* BEGIN RECORDED INFORMATION *

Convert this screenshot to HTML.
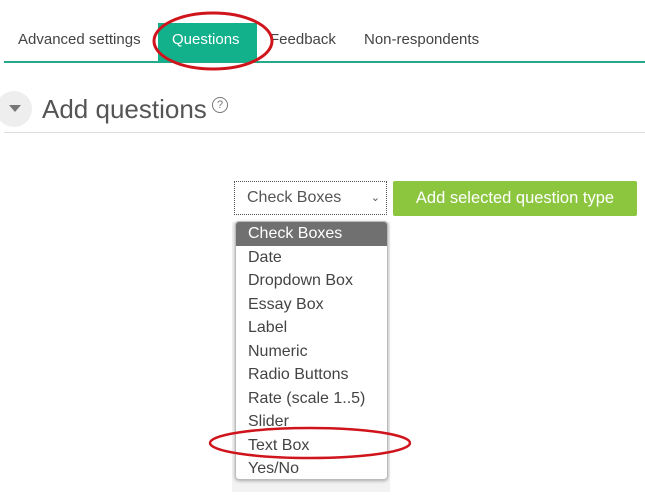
<!DOCTYPE html>
<html><head><style>
body{margin:0;width:645px;height:501px;background:#fff;font-family:"Liberation Sans",sans-serif;position:relative;overflow:hidden;color:#333}
.a{position:absolute}
.tab{position:absolute;top:31px;font-size:15px;color:#444}
.it{height:23.5px;line-height:23.5px;padding-left:12px;font-size:16px;color:#444}
</style></head><body>
<div class="a" style="left:4px;top:61px;width:641px;height:2px;background:#26a98b"></div>
<div class="a" style="left:158px;top:23px;width:99px;height:39px;background:#13b08c"></div>
<div class="tab" style="left:18px">Advanced settings</div>
<div class="tab" style="left:172px;color:#fff">Questions</div>
<div class="tab" style="left:270px">Feedback</div>
<div class="tab" style="left:364px">Non-respondents</div>
<div class="a" style="left:-4px;top:91px;width:36px;height:36px;border-radius:50%;background:#eee"></div>
<div class="a" style="left:9px;top:105px;width:0;height:0;border-left:6px solid transparent;border-right:6px solid transparent;border-top:7px solid #777"></div>
<div class="a" style="left:42px;top:94px;font-size:26px;color:#555">Add questions</div>
<div class="a" style="left:212px;top:97px;width:14px;height:14px;border:1.5px solid #777;border-radius:50%;font-size:11px;line-height:14px;text-align:center;color:#777">?</div>
<div class="a" style="left:4px;top:132px;width:641px;height:1px;background:#ddd"></div>
<div class="a" style="left:234px;top:181px;width:151px;height:32px;border:1px dotted #555;font-size:16px;line-height:32px;color:#555"><span style="padding-left:12px">Check Boxes</span><span style="position:absolute;right:6px;font-size:11px">&#x2304;</span></div>
<div class="a" style="left:393px;top:181px;width:244px;height:35px;background:#8cc63f;border-radius:2px;color:#fff;font-size:16.5px;line-height:35px;text-align:center">Add selected question type</div>
<div class="a" style="left:232px;top:222px;width:158px;height:270px;background:#f2f2f2"></div>
<div class="a" style="left:235px;top:221px;width:151px;height:257px;background:#fff;border:1px solid #bbb;border-radius:4px;box-shadow:0 1px 3px rgba(0,0,0,.3);overflow:hidden">
<div class="it" style="background:#707070;color:#fff">Check Boxes</div>
<div class="it">Date</div><div class="it">Dropdown Box</div><div class="it">Essay Box</div><div class="it">Label</div><div class="it">Numeric</div><div class="it">Radio Buttons</div><div class="it">Rate (scale 1..5)</div><div class="it">Slider</div><div class="it">Text Box</div><div class="it">Yes/No</div>
</div>
<svg class="a" style="left:0;top:0" width="645" height="501">
<ellipse cx="213" cy="41" rx="59" ry="28" fill="none" stroke="#d0141c" stroke-width="3"/>
<ellipse cx="310" cy="443" rx="100" ry="15" fill="none" stroke="#d0141c" stroke-width="2.5"/>
</svg>
</body></html>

* END RECORDED INFORMATION *

## OBJECTIVE
The data above should be repeated exactly, minus any pictures.

## ANSWER IN FULL
Convert this screenshot to HTML.
<!DOCTYPE html>
<html><head><style>
body{margin:0;width:645px;height:501px;background:#fff;font-family:"Liberation Sans",sans-serif;position:relative;overflow:hidden;color:#333}
.a{position:absolute}
.tab{position:absolute;top:31px;font-size:15px;color:#444}
.it{height:23.5px;line-height:23.5px;padding-left:12px;font-size:16px;color:#444}
</style></head><body>
<div class="a" style="left:4px;top:61px;width:641px;height:2px;background:#26a98b"></div>
<div class="a" style="left:158px;top:23px;width:99px;height:39px;background:#13b08c"></div>
<div class="tab" style="left:18px">Advanced settings</div>
<div class="tab" style="left:172px;color:#fff">Questions</div>
<div class="tab" style="left:270px">Feedback</div>
<div class="tab" style="left:364px">Non-respondents</div>
<div class="a" style="left:-4px;top:91px;width:36px;height:36px;border-radius:50%;background:#eee"></div>
<div class="a" style="left:9px;top:105px;width:0;height:0;border-left:6px solid transparent;border-right:6px solid transparent;border-top:7px solid #777"></div>
<div class="a" style="left:42px;top:94px;font-size:26px;color:#555">Add questions</div>
<div class="a" style="left:212px;top:97px;width:14px;height:14px;border:1.5px solid #777;border-radius:50%;font-size:11px;line-height:14px;text-align:center;color:#777">?</div>
<div class="a" style="left:4px;top:132px;width:641px;height:1px;background:#ddd"></div>
<div class="a" style="left:234px;top:181px;width:151px;height:32px;border:1px dotted #555;font-size:16px;line-height:32px;color:#555"><span style="padding-left:12px">Check Boxes</span><span style="position:absolute;right:6px;font-size:11px">&#x2304;</span></div>
<div class="a" style="left:393px;top:181px;width:244px;height:35px;background:#8cc63f;border-radius:2px;color:#fff;font-size:16.5px;line-height:35px;text-align:center">Add selected question type</div>
<div class="a" style="left:232px;top:222px;width:158px;height:270px;background:#f2f2f2"></div>
<div class="a" style="left:235px;top:221px;width:151px;height:257px;background:#fff;border:1px solid #bbb;border-radius:4px;box-shadow:0 1px 3px rgba(0,0,0,.3);overflow:hidden">
<div class="it" style="background:#707070;color:#fff">Check Boxes</div>
<div class="it">Date</div><div class="it">Dropdown Box</div><div class="it">Essay Box</div><div class="it">Label</div><div class="it">Numeric</div><div class="it">Radio Buttons</div><div class="it">Rate (scale 1..5)</div><div class="it">Slider</div><div class="it">Text Box</div><div class="it">Yes/No</div>
</div>
<svg class="a" style="left:0;top:0" width="645" height="501">
<ellipse cx="213" cy="41" rx="59" ry="28" fill="none" stroke="#d0141c" stroke-width="3"/>
<ellipse cx="310" cy="443" rx="100" ry="15" fill="none" stroke="#d0141c" stroke-width="2.5"/>
</svg>
</body></html>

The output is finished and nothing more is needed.